5. Now, for the tricky part! I had to find $AB$ first, and then take its powers. When I multiplied $A \times B$, I got $AB = \begin{pmatrix} 0 & 1 \\ 0 & 0 \end{pmatrix} \begin{pmatrix} 0 & 0 \\ 1 & 0 \end{pmatrix} = \begin{pmatrix} 1 & 0 \\ 0 & 0 \end{pmatrix}$.
6. Then I needed to figure out what happens when I take powers of this new matrix, $AB$. When I multiplied $(AB) \times (AB)$, I noticed something cool: $\begin{pmatrix} 1 & 0 \\ 0 & 0 \end{pmatrix} \times \begin{pmatrix} 1 & 0 \\ 0 & 0 \end{pmatrix}$ was still $\begin{pmatrix} 1 & 0 \\ 0 & 0 \end{pmatrix}$! This means no matter how many times I multiply $AB$ by itself, it will always stay $\begin{pmatrix} 1 & 0 \\ 0 & 0 \end{pmatrix}$. So, $\lim_{m \rightarrow \infty} (AB)^m = \begin{pmatrix} 1 & 0 \\ 0 & 0 \end{pmatrix}$.

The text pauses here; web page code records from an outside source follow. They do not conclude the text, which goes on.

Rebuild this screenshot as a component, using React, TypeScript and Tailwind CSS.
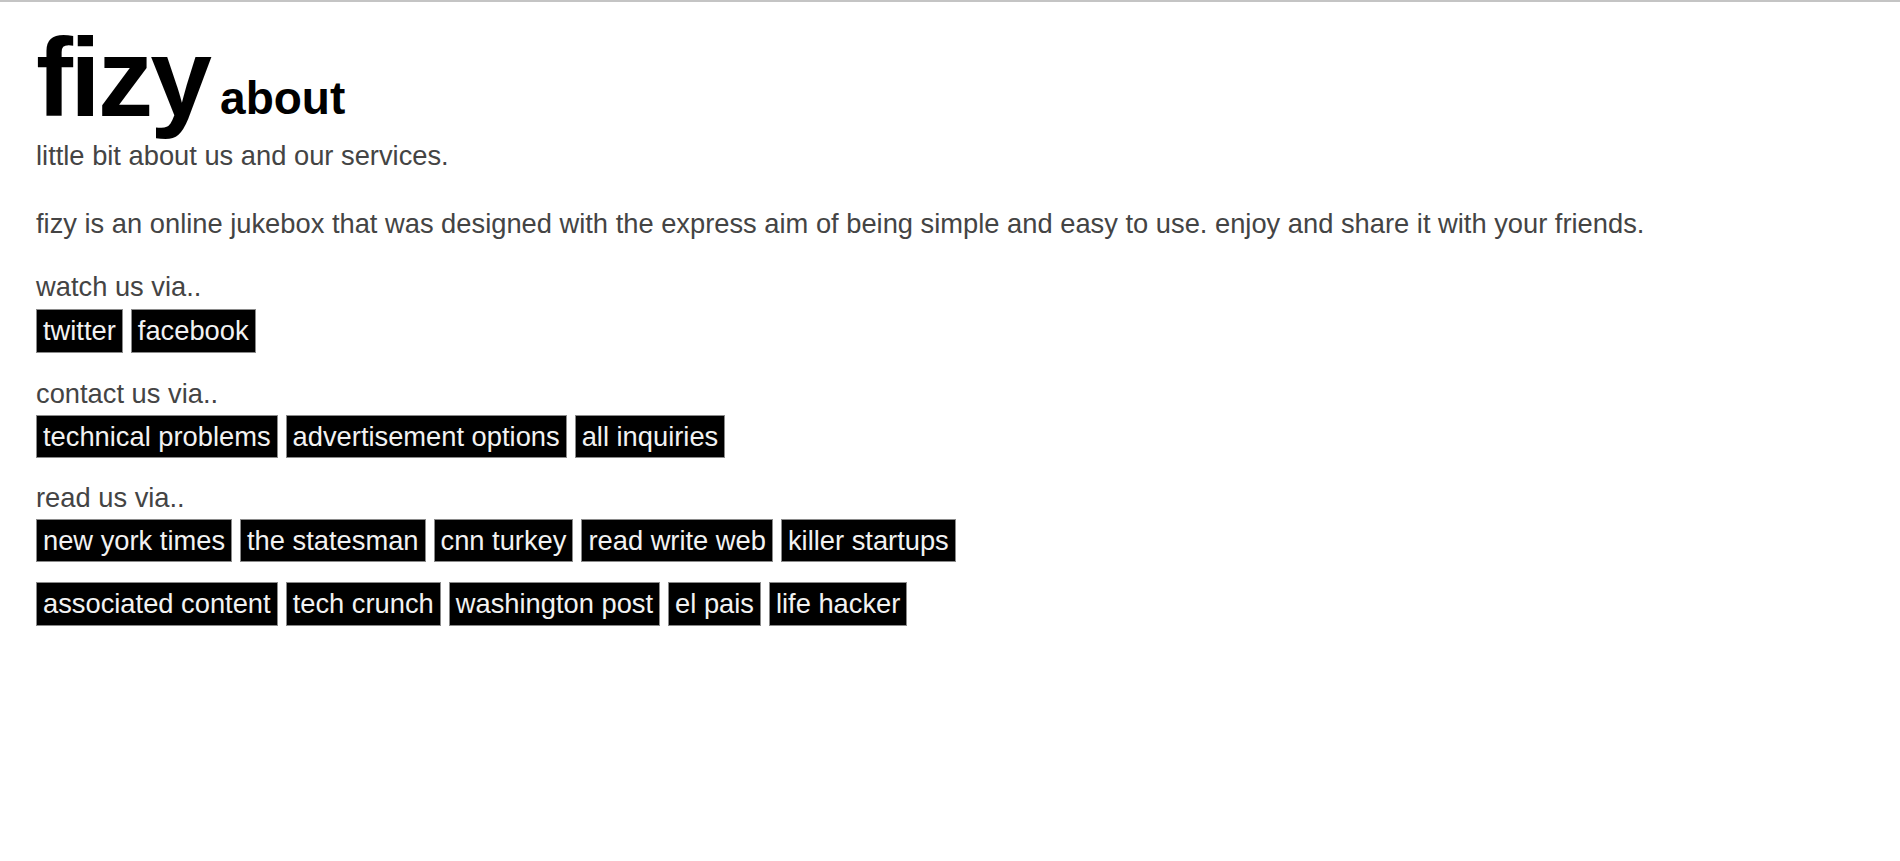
import React from "react";

const Btn = ({ children }: { children: React.ReactNode }) => (
  <a className="block bg-black text-[#f2f2f2] border border-[#8a8a8a] px-[6px] py-[5px] leading-[1.15] whitespace-nowrap cursor-pointer">
    {children}
  </a>
);

const Row = ({ items }: { items: string[] }) => (
  <div className="flex gap-[8px]">
    {items.map((t) => (
      <Btn key={t}>{t}</Btn>
    ))}
  </div>
);

export default function App() {
  return (
    <div
      className="min-h-[861px] bg-white border-t-2 border-[#c4c4c4] text-[#444] text-[27.3px] leading-[1.15]"
      style={{ fontFamily: '"Liberation Sans", Arial, Helvetica, sans-serif' }}
    >
      <div className="pt-[21px] px-[36px]">
        <div className="flex items-end h-[111px] leading-none text-black">
          <span className="text-[111px] font-bold tracking-[-3px]">fizy</span>
          <span className="text-[46px] font-bold ml-[11px] mb-[13px]">about</span>
        </div>
        <p className="mt-[6px]">little bit about us and our services.</p>
        <p className="mt-[37px]">
          fizy is an online jukebox that was designed with the express aim of being simple and easy to use. enjoy and share it with your friends.
        </p>

        <p className="mt-[31px]">watch us via..</p>
        <div className="mt-[7px]">
          <Row items={["twitter", "facebook"]} />
        </div>

        <p className="mt-[25px]">contact us via..</p>
        <div className="mt-[6px]">
          <Row items={["technical problems", "advertisement options", "all inquiries"]} />
        </div>

        <p className="mt-[24px]">read us via..</p>
        <div className="mt-[5px] flex flex-col gap-[20px]">
          <Row items={["new york times", "the statesman", "cnn turkey", "read write web", "killer startups"]} />
          <Row items={["associated content", "tech crunch", "washington post", "el pais", "life hacker"]} />
        </div>
      </div>
    </div>
  );
}
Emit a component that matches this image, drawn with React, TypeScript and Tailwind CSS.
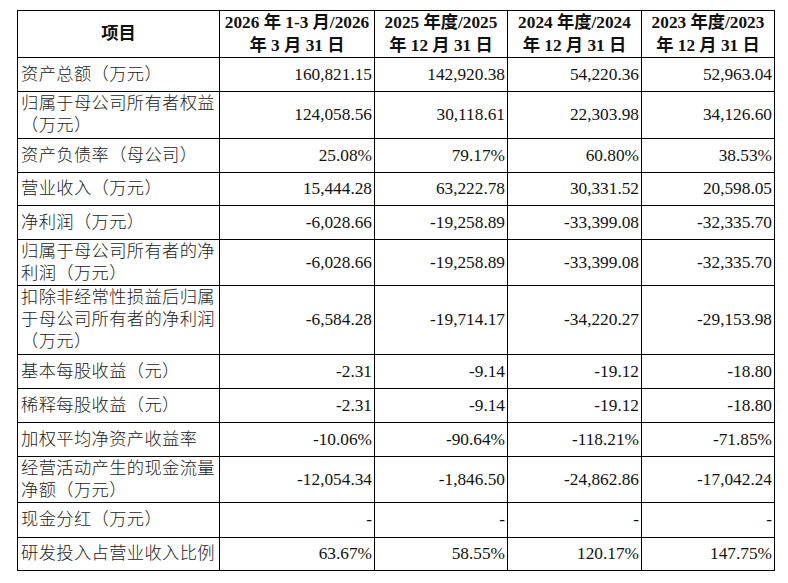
import React from "react";

type Row = {
  label: string[];
  values: string[];
  h: string;
};

const rows: Row[] = [
  { label: ["资产总额（万元）"], values: ["160,821.15", "142,920.38", "54,220.36", "52,963.04"], h: "h-[34px]" },
  { label: ["归属于母公司所有者权益", "（万元）"], values: ["124,058.56", "30,118.61", "22,303.98", "34,126.60"], h: "h-[47px]" },
  { label: ["资产负债率（母公司）"], values: ["25.08%", "79.17%", "60.80%", "38.53%"], h: "h-[34px]" },
  { label: ["营业收入（万元）"], values: ["15,444.28", "63,222.78", "30,331.52", "20,598.05"], h: "h-[33px]" },
  { label: ["净利润（万元）"], values: ["-6,028.66", "-19,258.89", "-33,399.08", "-32,335.70"], h: "h-[34px]" },
  { label: ["归属于母公司所有者的净", "利润（万元）"], values: ["-6,028.66", "-19,258.89", "-33,399.08", "-32,335.70"], h: "h-[46px]" },
  { label: ["扣除非经常性损益后归属", "于母公司所有者的净利润", "（万元）"], values: ["-6,584.28", "-19,714.17", "-34,220.27", "-29,153.98"], h: "h-[69px]" },
  { label: ["基本每股收益（元）"], values: ["-2.31", "-9.14", "-19.12", "-18.80"], h: "h-[34px]" },
  { label: ["稀释每股收益（元）"], values: ["-2.31", "-9.14", "-19.12", "-18.80"], h: "h-[34px]" },
  { label: ["加权平均净资产收益率"], values: ["-10.06%", "-90.64%", "-118.21%", "-71.85%"], h: "h-[34px]" },
  { label: ["经营活动产生的现金流量", "净额（万元）"], values: ["-12,054.34", "-1,846.50", "-24,862.86", "-17,042.24"], h: "h-[46px]" },
  { label: ["现金分红（万元）"], values: ["-", "-", "-", "-"], h: "h-[35px]" },
  { label: ["研发投入占营业收入比例"], values: ["63.67%", "58.55%", "120.17%", "147.75%"], h: "h-[33px]" },
];

const headers: string[][] = [
  ["2026 年 1-3 月/2026", "年 3 月 31 日"],
  ["2025 年度/2025", "年 12 月 31 日"],
  ["2024 年度/2024", "年 12 月 31 日"],
  ["2023 年度/2023", "年 12 月 31 日"],
];

const cell = "border-r border-b border-black flex items-center";

export default function App() {
  return (
    <div className="w-[788px] h-[583px] bg-white pt-[10px] pl-[17px] text-[#111] font-['Liberation_Serif','Noto_Sans_CJK_SC',serif] text-[17.3px] leading-[22px]">
      <div className="grid grid-cols-[202px_155px_133px_134px_133px] w-[758px] border-t border-l border-black">
        {/* header */}
        <div className={`${cell} h-[47px] justify-center font-bold`}>项目</div>
        {headers.map((hd, i) => (
          <div key={i} className={`${cell} h-[47px] flex-col justify-center font-bold leading-[23px] text-center whitespace-nowrap`}>
            <span>{hd[0]}</span>
            <span>{hd[1]}</span>
          </div>
        ))}

        {/* body */}
        {rows.map((r, ri) => (
          <React.Fragment key={ri}>
            <div className={`${cell} ${r.h} pl-[3px] tracking-[0.35px] font-light text-[#222] whitespace-nowrap`}>
              <div className="flex flex-col">
                {r.label.map((l, li) => (
                  <span key={li}>{l}</span>
                ))}
              </div>
            </div>
            {r.values.map((v, vi) => (
              <div key={vi} className={`${cell} ${r.h} justify-end pr-[2px]`}>
                {v}
              </div>
            ))}
          </React.Fragment>
        ))}
      </div>
    </div>
  );
}
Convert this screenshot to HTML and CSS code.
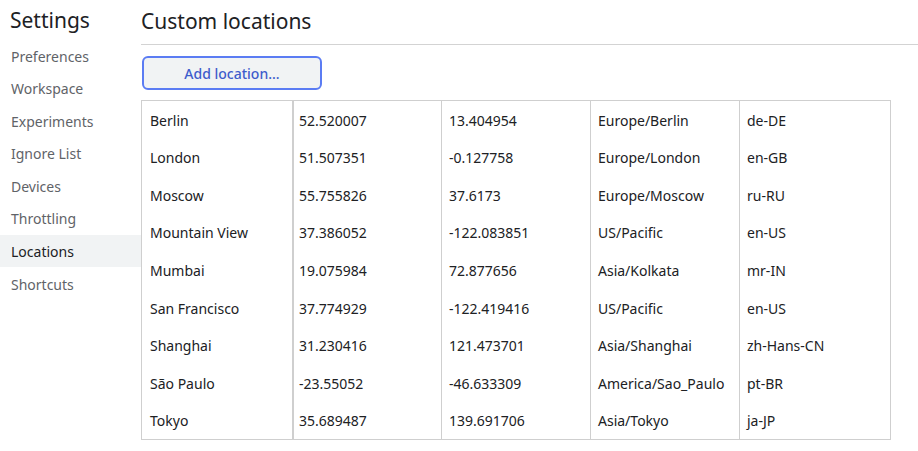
FILE: index.html
```html
<!DOCTYPE html>
<html>
<head>
<meta charset="utf-8">
<link rel="stylesheet" href="styles.css">
</head>
<body>
<div class="app">
  <nav class="sidebar">
    <div class="title">Settings</div>
    <div class="item">Preferences</div>
    <div class="item">Workspace</div>
    <div class="item">Experiments</div>
    <div class="item">Ignore List</div>
    <div class="item">Devices</div>
    <div class="item">Throttling</div>
    <div class="item selected">Locations</div>
    <div class="item">Shortcuts</div>
  </nav>
  <main class="main">
    <div class="header">Custom locations</div>
    <button class="add">Add location...</button>
    <div class="table">
      <div class="c c1">Berlin</div><div class="c c2">52.520007</div><div class="c">13.404954</div><div class="c">Europe/Berlin</div><div class="c">de-DE</div>
      <div class="c c1">London</div><div class="c c2">51.507351</div><div class="c">-0.127758</div><div class="c">Europe/London</div><div class="c">en-GB</div>
      <div class="c c1">Moscow</div><div class="c c2">55.755826</div><div class="c">37.6173</div><div class="c">Europe/Moscow</div><div class="c">ru-RU</div>
      <div class="c c1">Mountain View</div><div class="c c2">37.386052</div><div class="c">-122.083851</div><div class="c">US/Pacific</div><div class="c">en-US</div>
      <div class="c c1">Mumbai</div><div class="c c2">19.075984</div><div class="c">72.877656</div><div class="c">Asia/Kolkata</div><div class="c">mr-IN</div>
      <div class="c c1">San Francisco</div><div class="c c2">37.774929</div><div class="c">-122.419416</div><div class="c">US/Pacific</div><div class="c">en-US</div>
      <div class="c c1">Shanghai</div><div class="c c2">31.230416</div><div class="c">121.473701</div><div class="c">Asia/Shanghai</div><div class="c">zh-Hans-CN</div>
      <div class="c c1">São Paulo</div><div class="c c2">-23.55052</div><div class="c">-46.633309</div><div class="c">America/Sao_Paulo</div><div class="c">pt-BR</div>
      <div class="c c1">Tokyo</div><div class="c c2">35.689487</div><div class="c">139.691706</div><div class="c">Asia/Tokyo</div><div class="c">ja-JP</div>
    </div>
  </main>
</div>
</body>
</html>
```
FILE: styles.css
```css
* { box-sizing: border-box; }
html, body { margin: 0; padding: 0; background: #fff; }
body {
  font-family: "Noto Sans", "Open Sans", sans-serif;
  font-size: 14px;
  color: #202124;
  width: 918px;
  height: 451px;
  overflow: hidden;
}
.app { display: flex; height: 451px; }
.sidebar { width: 141px; flex: none; }
.title {
  height: 39px;
  line-height: 40px;
  padding-left: 10px;
  font-size: 21px;
  color: #202124;
}
.item {
  height: 32.6px;
  line-height: 32.6px;
  padding: 1.5px 0 0 11px;
  color: #5f6368;
}
.item.selected { background: #f1f3f4; color: #202124; }
.main { flex: 1; display: flex; flex-direction: column; align-items: flex-start; }
.header {
  align-self: stretch;
  height: 45px;
  line-height: 43px;
  padding-left: 0;
  font-size: 21px;
  border-bottom: 1px solid #d3d3d3;
}
.add {
  margin: 11px 0 0 1px;
  width: 180px;
  height: 34px;
  border: 2px solid #5b7cf3;
  border-radius: 6px;
  background: #f1f3f4;
  color: #3e5ccc;
  font-family: inherit;
  font-size: 14px;
  font-weight: 500;
  padding: 0;
}
.table {
  margin-top: 10px;
  width: 750px;
  display: grid;
  grid-template-columns: 150px 149px 149px 149px 151px;
  grid-template-rows: repeat(9, 37.55px);
  border: 1px solid #cfcfcf;
}
.c {
  display: flex;
  align-items: center;
  padding: 1px 0 0 7px;
  border-left: 1px solid #cfcfcf;
  white-space: nowrap;
}
.c1 { border-left: none; padding-left: 8px; }
.c2 { border-left: 2px solid #cfcfcf; padding-left: 5px; }
```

7. Finally, I compared the two results. The product of the limits was $\begin{pmatrix} 0 & 0 \\ 0 & 0 \end{pmatrix}$, but the limit of the product was $\begin{pmatrix} 1 & 0 \\ 0 & 0 \end{pmatrix}$. They are not the same! This shows that for matrices, the limit of a product is not always the product of the limits.